Your goal
Quote the listing in full, exactly as given, minus any pictures.

# Start of Exercise inputs

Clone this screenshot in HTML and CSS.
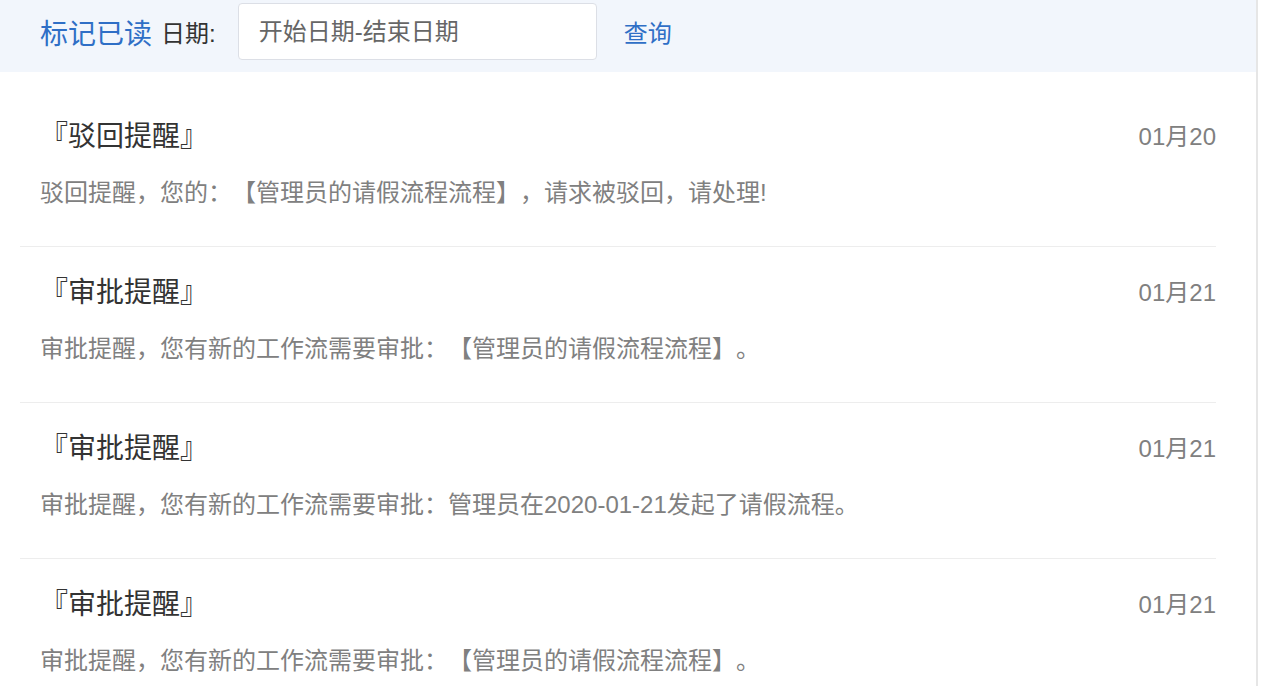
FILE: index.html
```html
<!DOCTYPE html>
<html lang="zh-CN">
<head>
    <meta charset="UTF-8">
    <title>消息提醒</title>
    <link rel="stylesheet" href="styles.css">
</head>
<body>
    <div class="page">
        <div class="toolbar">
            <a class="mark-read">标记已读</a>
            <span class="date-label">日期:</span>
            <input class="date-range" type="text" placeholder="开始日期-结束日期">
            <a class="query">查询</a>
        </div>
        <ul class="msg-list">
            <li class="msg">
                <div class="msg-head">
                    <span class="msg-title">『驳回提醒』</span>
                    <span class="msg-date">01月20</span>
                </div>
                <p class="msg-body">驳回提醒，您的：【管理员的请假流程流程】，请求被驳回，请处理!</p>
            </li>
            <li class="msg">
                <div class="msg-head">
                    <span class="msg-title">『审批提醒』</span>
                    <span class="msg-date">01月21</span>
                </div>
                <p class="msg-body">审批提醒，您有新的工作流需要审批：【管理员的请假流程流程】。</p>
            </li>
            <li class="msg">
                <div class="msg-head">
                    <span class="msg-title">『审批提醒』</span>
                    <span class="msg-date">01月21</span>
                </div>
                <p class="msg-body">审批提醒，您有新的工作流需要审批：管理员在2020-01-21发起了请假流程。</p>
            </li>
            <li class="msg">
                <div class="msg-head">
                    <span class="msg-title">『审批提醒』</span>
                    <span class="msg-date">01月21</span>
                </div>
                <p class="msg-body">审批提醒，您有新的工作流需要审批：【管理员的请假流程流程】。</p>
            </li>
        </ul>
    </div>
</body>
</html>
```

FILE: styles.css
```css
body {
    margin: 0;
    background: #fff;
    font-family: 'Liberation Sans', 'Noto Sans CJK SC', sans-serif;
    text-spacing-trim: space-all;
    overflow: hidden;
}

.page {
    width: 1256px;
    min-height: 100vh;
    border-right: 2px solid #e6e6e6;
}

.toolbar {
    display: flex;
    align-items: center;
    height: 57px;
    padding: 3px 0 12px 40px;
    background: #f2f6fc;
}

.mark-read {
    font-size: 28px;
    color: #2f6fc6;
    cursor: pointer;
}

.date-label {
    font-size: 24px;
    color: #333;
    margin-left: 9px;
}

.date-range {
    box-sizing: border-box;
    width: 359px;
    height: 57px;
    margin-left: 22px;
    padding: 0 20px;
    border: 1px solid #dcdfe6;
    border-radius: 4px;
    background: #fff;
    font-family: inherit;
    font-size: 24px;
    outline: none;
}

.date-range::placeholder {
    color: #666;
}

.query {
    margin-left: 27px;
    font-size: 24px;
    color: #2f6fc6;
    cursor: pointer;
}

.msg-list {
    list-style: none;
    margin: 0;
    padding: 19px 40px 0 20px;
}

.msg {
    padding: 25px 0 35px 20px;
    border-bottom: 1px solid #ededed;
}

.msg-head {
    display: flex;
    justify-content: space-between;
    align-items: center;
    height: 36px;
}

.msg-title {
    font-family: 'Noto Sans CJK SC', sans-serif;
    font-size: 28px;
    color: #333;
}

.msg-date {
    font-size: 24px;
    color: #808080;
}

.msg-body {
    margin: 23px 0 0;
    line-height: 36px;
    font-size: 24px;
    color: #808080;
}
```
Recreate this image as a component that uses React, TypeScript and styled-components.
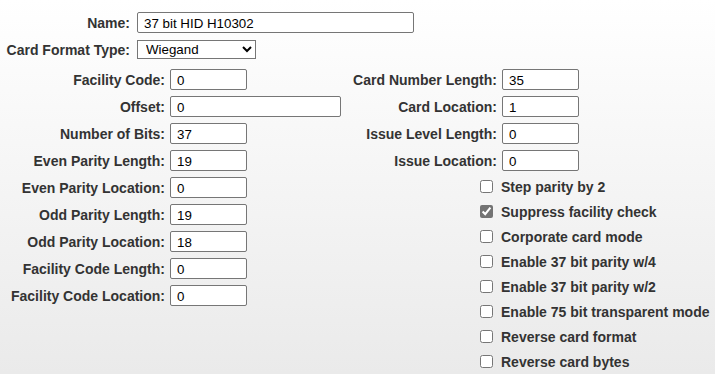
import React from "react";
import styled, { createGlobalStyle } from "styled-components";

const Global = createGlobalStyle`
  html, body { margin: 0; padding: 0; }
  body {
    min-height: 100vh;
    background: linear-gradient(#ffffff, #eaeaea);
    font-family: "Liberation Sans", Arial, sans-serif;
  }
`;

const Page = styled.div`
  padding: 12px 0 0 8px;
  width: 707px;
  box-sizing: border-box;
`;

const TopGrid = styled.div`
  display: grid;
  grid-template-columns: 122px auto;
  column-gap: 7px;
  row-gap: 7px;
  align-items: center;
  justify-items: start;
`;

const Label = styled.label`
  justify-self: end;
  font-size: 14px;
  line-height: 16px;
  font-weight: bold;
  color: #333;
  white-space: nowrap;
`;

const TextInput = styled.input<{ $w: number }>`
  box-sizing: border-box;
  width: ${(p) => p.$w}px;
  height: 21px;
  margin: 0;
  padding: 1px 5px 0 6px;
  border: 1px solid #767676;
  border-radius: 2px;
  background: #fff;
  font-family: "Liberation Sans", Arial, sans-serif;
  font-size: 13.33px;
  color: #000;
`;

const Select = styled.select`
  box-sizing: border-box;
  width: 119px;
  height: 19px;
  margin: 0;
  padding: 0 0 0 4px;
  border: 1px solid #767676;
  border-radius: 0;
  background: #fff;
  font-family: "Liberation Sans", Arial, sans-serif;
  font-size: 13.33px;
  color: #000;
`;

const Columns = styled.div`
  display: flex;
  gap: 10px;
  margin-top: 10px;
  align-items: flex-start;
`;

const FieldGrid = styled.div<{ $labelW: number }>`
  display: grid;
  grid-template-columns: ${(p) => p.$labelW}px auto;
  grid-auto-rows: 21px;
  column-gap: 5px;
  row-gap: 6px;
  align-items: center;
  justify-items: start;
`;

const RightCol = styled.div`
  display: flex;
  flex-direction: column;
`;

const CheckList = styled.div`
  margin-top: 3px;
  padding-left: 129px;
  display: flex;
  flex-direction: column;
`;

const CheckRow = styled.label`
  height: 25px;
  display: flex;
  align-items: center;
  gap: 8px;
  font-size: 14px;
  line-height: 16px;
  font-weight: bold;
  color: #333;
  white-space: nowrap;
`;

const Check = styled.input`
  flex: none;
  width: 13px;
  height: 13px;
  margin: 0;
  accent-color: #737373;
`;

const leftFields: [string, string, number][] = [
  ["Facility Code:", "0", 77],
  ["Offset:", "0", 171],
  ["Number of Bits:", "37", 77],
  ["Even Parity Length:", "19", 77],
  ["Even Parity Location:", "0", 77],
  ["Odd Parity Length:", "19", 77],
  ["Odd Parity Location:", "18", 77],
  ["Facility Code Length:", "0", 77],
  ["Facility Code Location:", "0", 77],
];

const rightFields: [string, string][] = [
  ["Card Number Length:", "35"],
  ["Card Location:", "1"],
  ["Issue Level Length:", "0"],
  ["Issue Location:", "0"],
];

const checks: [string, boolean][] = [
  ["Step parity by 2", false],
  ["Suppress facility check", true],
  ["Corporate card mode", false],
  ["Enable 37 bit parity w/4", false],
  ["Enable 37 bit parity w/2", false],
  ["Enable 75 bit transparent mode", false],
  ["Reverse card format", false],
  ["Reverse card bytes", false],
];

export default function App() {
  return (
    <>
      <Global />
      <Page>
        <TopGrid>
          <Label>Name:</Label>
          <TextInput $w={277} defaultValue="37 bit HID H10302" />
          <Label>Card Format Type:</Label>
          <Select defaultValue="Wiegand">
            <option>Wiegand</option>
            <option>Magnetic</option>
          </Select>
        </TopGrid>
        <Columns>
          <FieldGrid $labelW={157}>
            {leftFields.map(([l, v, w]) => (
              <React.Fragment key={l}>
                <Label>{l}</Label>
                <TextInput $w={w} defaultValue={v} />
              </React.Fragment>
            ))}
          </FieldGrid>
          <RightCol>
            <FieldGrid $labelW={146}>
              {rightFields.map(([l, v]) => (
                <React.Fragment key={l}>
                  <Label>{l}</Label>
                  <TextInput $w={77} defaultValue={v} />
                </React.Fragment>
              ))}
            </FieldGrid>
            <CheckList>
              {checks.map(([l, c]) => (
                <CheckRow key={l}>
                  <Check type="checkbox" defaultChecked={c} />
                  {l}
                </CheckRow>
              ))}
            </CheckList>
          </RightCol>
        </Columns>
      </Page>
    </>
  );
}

# End of Exercise inputs

Finished exercise
Clone this screenshot in HTML and CSS.
FILE: index.html
```html
<!DOCTYPE html>
<html lang="zh-CN">
<head>
    <meta charset="UTF-8">
    <title>消息提醒</title>
    <link rel="stylesheet" href="styles.css">
</head>
<body>
    <div class="page">
        <div class="toolbar">
            <a class="mark-read">标记已读</a>
            <span class="date-label">日期:</span>
            <input class="date-range" type="text" placeholder="开始日期-结束日期">
            <a class="query">查询</a>
        </div>
        <ul class="msg-list">
            <li class="msg">
                <div class="msg-head">
                    <span class="msg-title">『驳回提醒』</span>
                    <span class="msg-date">01月20</span>
                </div>
                <p class="msg-body">驳回提醒，您的：【管理员的请假流程流程】，请求被驳回，请处理!</p>
            </li>
            <li class="msg">
                <div class="msg-head">
                    <span class="msg-title">『审批提醒』</span>
                    <span class="msg-date">01月21</span>
                </div>
                <p class="msg-body">审批提醒，您有新的工作流需要审批：【管理员的请假流程流程】。</p>
            </li>
            <li class="msg">
                <div class="msg-head">
                    <span class="msg-title">『审批提醒』</span>
                    <span class="msg-date">01月21</span>
                </div>
                <p class="msg-body">审批提醒，您有新的工作流需要审批：管理员在2020-01-21发起了请假流程。</p>
            </li>
            <li class="msg">
                <div class="msg-head">
                    <span class="msg-title">『审批提醒』</span>
                    <span class="msg-date">01月21</span>
                </div>
                <p class="msg-body">审批提醒，您有新的工作流需要审批：【管理员的请假流程流程】。</p>
            </li>
        </ul>
    </div>
</body>
</html>
```

FILE: styles.css
```css
body {
    margin: 0;
    background: #fff;
    font-family: 'Liberation Sans', 'Noto Sans CJK SC', sans-serif;
    text-spacing-trim: space-all;
    overflow: hidden;
}

.page {
    width: 1256px;
    min-height: 100vh;
    border-right: 2px solid #e6e6e6;
}

.toolbar {
    display: flex;
    align-items: center;
    height: 57px;
    padding: 3px 0 12px 40px;
    background: #f2f6fc;
}

.mark-read {
    font-size: 28px;
    color: #2f6fc6;
    cursor: pointer;
}

.date-label {
    font-size: 24px;
    color: #333;
    margin-left: 9px;
}

.date-range {
    box-sizing: border-box;
    width: 359px;
    height: 57px;
    margin-left: 22px;
    padding: 0 20px;
    border: 1px solid #dcdfe6;
    border-radius: 4px;
    background: #fff;
    font-family: inherit;
    font-size: 24px;
    outline: none;
}

.date-range::placeholder {
    color: #666;
}

.query {
    margin-left: 27px;
    font-size: 24px;
    color: #2f6fc6;
    cursor: pointer;
}

.msg-list {
    list-style: none;
    margin: 0;
    padding: 19px 40px 0 20px;
}

.msg {
    padding: 25px 0 35px 20px;
    border-bottom: 1px solid #ededed;
}

.msg-head {
    display: flex;
    justify-content: space-between;
    align-items: center;
    height: 36px;
}

.msg-title {
    font-family: 'Noto Sans CJK SC', sans-serif;
    font-size: 28px;
    color: #333;
}

.msg-date {
    font-size: 24px;
    color: #808080;
}

.msg-body {
    margin: 23px 0 0;
    line-height: 36px;
    font-size: 24px;
    color: #808080;
}
```
Recreate this image as a component that uses React, TypeScript and styled-components.
import React from "react";
import styled, { createGlobalStyle } from "styled-components";

const Global = createGlobalStyle`
  html, body { margin: 0; padding: 0; }
  body {
    min-height: 100vh;
    background: linear-gradient(#ffffff, #eaeaea);
    font-family: "Liberation Sans", Arial, sans-serif;
  }
`;

const Page = styled.div`
  padding: 12px 0 0 8px;
  width: 707px;
  box-sizing: border-box;
`;

const TopGrid = styled.div`
  display: grid;
  grid-template-columns: 122px auto;
  column-gap: 7px;
  row-gap: 7px;
  align-items: center;
  justify-items: start;
`;

const Label = styled.label`
  justify-self: end;
  font-size: 14px;
  line-height: 16px;
  font-weight: bold;
  color: #333;
  white-space: nowrap;
`;

const TextInput = styled.input<{ $w: number }>`
  box-sizing: border-box;
  width: ${(p) => p.$w}px;
  height: 21px;
  margin: 0;
  padding: 1px 5px 0 6px;
  border: 1px solid #767676;
  border-radius: 2px;
  background: #fff;
  font-family: "Liberation Sans", Arial, sans-serif;
  font-size: 13.33px;
  color: #000;
`;

const Select = styled.select`
  box-sizing: border-box;
  width: 119px;
  height: 19px;
  margin: 0;
  padding: 0 0 0 4px;
  border: 1px solid #767676;
  border-radius: 0;
  background: #fff;
  font-family: "Liberation Sans", Arial, sans-serif;
  font-size: 13.33px;
  color: #000;
`;

const Columns = styled.div`
  display: flex;
  gap: 10px;
  margin-top: 10px;
  align-items: flex-start;
`;

const FieldGrid = styled.div<{ $labelW: number }>`
  display: grid;
  grid-template-columns: ${(p) => p.$labelW}px auto;
  grid-auto-rows: 21px;
  column-gap: 5px;
  row-gap: 6px;
  align-items: center;
  justify-items: start;
`;

const RightCol = styled.div`
  display: flex;
  flex-direction: column;
`;

const CheckList = styled.div`
  margin-top: 3px;
  padding-left: 129px;
  display: flex;
  flex-direction: column;
`;

const CheckRow = styled.label`
  height: 25px;
  display: flex;
  align-items: center;
  gap: 8px;
  font-size: 14px;
  line-height: 16px;
  font-weight: bold;
  color: #333;
  white-space: nowrap;
`;

const Check = styled.input`
  flex: none;
  width: 13px;
  height: 13px;
  margin: 0;
  accent-color: #737373;
`;

const leftFields: [string, string, number][] = [
  ["Facility Code:", "0", 77],
  ["Offset:", "0", 171],
  ["Number of Bits:", "37", 77],
  ["Even Parity Length:", "19", 77],
  ["Even Parity Location:", "0", 77],
  ["Odd Parity Length:", "19", 77],
  ["Odd Parity Location:", "18", 77],
  ["Facility Code Length:", "0", 77],
  ["Facility Code Location:", "0", 77],
];

const rightFields: [string, string][] = [
  ["Card Number Length:", "35"],
  ["Card Location:", "1"],
  ["Issue Level Length:", "0"],
  ["Issue Location:", "0"],
];

const checks: [string, boolean][] = [
  ["Step parity by 2", false],
  ["Suppress facility check", true],
  ["Corporate card mode", false],
  ["Enable 37 bit parity w/4", false],
  ["Enable 37 bit parity w/2", false],
  ["Enable 75 bit transparent mode", false],
  ["Reverse card format", false],
  ["Reverse card bytes", false],
];

export default function App() {
  return (
    <>
      <Global />
      <Page>
        <TopGrid>
          <Label>Name:</Label>
          <TextInput $w={277} defaultValue="37 bit HID H10302" />
          <Label>Card Format Type:</Label>
          <Select defaultValue="Wiegand">
            <option>Wiegand</option>
            <option>Magnetic</option>
          </Select>
        </TopGrid>
        <Columns>
          <FieldGrid $labelW={157}>
            {leftFields.map(([l, v, w]) => (
              <React.Fragment key={l}>
                <Label>{l}</Label>
                <TextInput $w={w} defaultValue={v} />
              </React.Fragment>
            ))}
          </FieldGrid>
          <RightCol>
            <FieldGrid $labelW={146}>
              {rightFields.map(([l, v]) => (
                <React.Fragment key={l}>
                  <Label>{l}</Label>
                  <TextInput $w={77} defaultValue={v} />
                </React.Fragment>
              ))}
            </FieldGrid>
            <CheckList>
              {checks.map(([l, c]) => (
                <CheckRow key={l}>
                  <Check type="checkbox" defaultChecked={c} />
                  {l}
                </CheckRow>
              ))}
            </CheckList>
          </RightCol>
        </Columns>
      </Page>
    </>
  );
}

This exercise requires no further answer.